Count the lines below that contain the word "this" and give only that number.

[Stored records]
____

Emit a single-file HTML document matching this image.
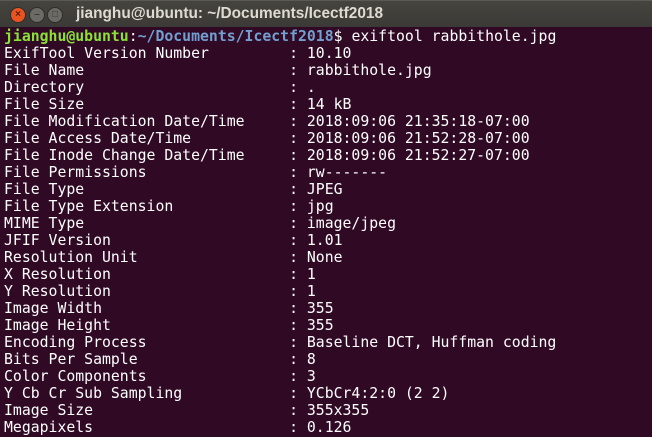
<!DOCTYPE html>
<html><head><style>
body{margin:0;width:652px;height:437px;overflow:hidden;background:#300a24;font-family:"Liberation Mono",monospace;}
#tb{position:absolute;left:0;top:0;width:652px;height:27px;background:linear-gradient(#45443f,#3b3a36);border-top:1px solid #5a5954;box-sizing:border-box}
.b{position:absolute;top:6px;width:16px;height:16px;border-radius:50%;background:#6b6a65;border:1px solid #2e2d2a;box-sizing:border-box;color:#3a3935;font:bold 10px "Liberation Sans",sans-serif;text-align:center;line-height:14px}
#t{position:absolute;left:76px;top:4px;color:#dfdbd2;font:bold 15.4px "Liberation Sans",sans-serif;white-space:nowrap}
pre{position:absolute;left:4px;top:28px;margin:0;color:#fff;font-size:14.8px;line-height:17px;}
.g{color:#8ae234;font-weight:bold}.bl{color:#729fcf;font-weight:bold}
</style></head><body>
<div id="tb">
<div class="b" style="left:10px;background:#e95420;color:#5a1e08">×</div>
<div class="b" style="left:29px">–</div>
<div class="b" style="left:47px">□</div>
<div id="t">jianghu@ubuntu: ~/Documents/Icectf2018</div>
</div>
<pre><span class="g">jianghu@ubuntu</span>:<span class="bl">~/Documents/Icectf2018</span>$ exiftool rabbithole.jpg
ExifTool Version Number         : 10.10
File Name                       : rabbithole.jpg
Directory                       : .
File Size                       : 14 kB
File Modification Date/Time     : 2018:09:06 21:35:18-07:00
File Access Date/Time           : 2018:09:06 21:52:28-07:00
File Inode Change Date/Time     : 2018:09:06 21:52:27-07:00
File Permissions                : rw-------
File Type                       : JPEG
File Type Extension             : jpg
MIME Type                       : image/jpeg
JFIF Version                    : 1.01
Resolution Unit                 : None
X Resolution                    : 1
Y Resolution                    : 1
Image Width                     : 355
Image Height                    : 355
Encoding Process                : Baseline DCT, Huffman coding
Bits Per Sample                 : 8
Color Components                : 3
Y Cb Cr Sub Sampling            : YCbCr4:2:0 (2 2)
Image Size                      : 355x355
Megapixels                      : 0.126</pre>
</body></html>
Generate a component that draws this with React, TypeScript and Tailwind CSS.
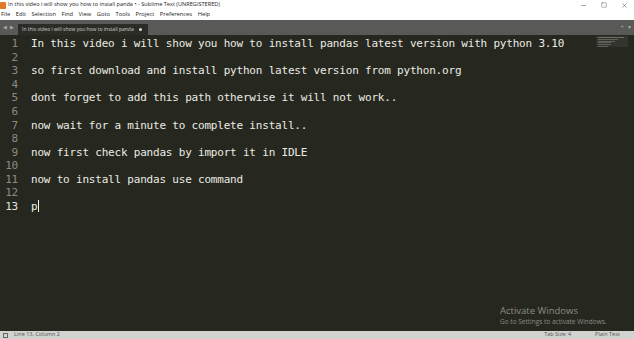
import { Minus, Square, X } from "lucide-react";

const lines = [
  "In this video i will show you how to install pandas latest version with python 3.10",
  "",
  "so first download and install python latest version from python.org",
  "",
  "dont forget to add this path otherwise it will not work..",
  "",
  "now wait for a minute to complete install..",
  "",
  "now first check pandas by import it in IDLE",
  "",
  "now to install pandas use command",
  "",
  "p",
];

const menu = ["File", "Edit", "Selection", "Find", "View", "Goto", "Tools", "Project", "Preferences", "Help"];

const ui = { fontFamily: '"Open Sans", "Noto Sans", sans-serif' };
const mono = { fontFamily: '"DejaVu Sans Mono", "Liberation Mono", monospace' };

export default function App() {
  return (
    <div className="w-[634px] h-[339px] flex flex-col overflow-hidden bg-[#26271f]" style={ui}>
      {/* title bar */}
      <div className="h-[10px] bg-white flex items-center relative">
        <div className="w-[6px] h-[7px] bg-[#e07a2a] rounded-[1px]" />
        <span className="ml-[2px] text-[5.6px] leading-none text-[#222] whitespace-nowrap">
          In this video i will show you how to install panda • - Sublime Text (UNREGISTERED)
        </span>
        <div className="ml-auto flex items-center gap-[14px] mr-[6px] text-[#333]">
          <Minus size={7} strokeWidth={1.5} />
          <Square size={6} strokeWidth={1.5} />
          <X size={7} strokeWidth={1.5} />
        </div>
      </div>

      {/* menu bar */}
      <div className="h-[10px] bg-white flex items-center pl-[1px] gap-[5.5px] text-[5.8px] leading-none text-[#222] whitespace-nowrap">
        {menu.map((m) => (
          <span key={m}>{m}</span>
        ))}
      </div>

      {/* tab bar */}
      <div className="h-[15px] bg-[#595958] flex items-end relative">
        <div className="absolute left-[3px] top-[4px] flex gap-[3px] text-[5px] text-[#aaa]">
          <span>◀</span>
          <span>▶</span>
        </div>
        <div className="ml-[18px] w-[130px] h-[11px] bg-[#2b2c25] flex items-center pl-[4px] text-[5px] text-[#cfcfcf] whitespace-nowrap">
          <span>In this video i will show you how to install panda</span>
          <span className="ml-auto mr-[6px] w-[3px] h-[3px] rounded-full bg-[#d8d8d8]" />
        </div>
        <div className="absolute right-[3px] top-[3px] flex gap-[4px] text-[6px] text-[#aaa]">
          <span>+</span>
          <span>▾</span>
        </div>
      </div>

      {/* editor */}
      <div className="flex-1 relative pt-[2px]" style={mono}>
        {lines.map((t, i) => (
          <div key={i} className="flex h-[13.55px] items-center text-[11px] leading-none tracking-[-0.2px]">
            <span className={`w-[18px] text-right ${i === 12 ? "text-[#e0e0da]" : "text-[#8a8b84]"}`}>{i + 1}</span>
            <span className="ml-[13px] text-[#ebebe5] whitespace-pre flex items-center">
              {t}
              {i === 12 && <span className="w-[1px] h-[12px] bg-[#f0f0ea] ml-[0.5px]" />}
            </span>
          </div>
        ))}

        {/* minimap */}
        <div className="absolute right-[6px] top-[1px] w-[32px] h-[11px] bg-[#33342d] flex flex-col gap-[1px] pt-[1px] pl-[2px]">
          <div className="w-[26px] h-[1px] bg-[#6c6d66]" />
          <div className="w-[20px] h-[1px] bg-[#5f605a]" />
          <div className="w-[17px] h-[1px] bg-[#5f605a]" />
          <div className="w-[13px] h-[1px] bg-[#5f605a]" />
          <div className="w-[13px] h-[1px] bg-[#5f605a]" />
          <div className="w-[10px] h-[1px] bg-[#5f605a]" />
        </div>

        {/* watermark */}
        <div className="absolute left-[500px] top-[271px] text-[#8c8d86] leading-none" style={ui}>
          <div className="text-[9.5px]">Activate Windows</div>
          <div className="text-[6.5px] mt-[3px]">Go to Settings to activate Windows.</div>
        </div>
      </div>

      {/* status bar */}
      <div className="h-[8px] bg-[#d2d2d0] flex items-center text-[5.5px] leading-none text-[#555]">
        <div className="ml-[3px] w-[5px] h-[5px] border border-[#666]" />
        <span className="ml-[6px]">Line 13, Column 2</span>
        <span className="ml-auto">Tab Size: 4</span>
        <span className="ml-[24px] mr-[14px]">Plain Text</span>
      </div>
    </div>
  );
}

____

Written response » 6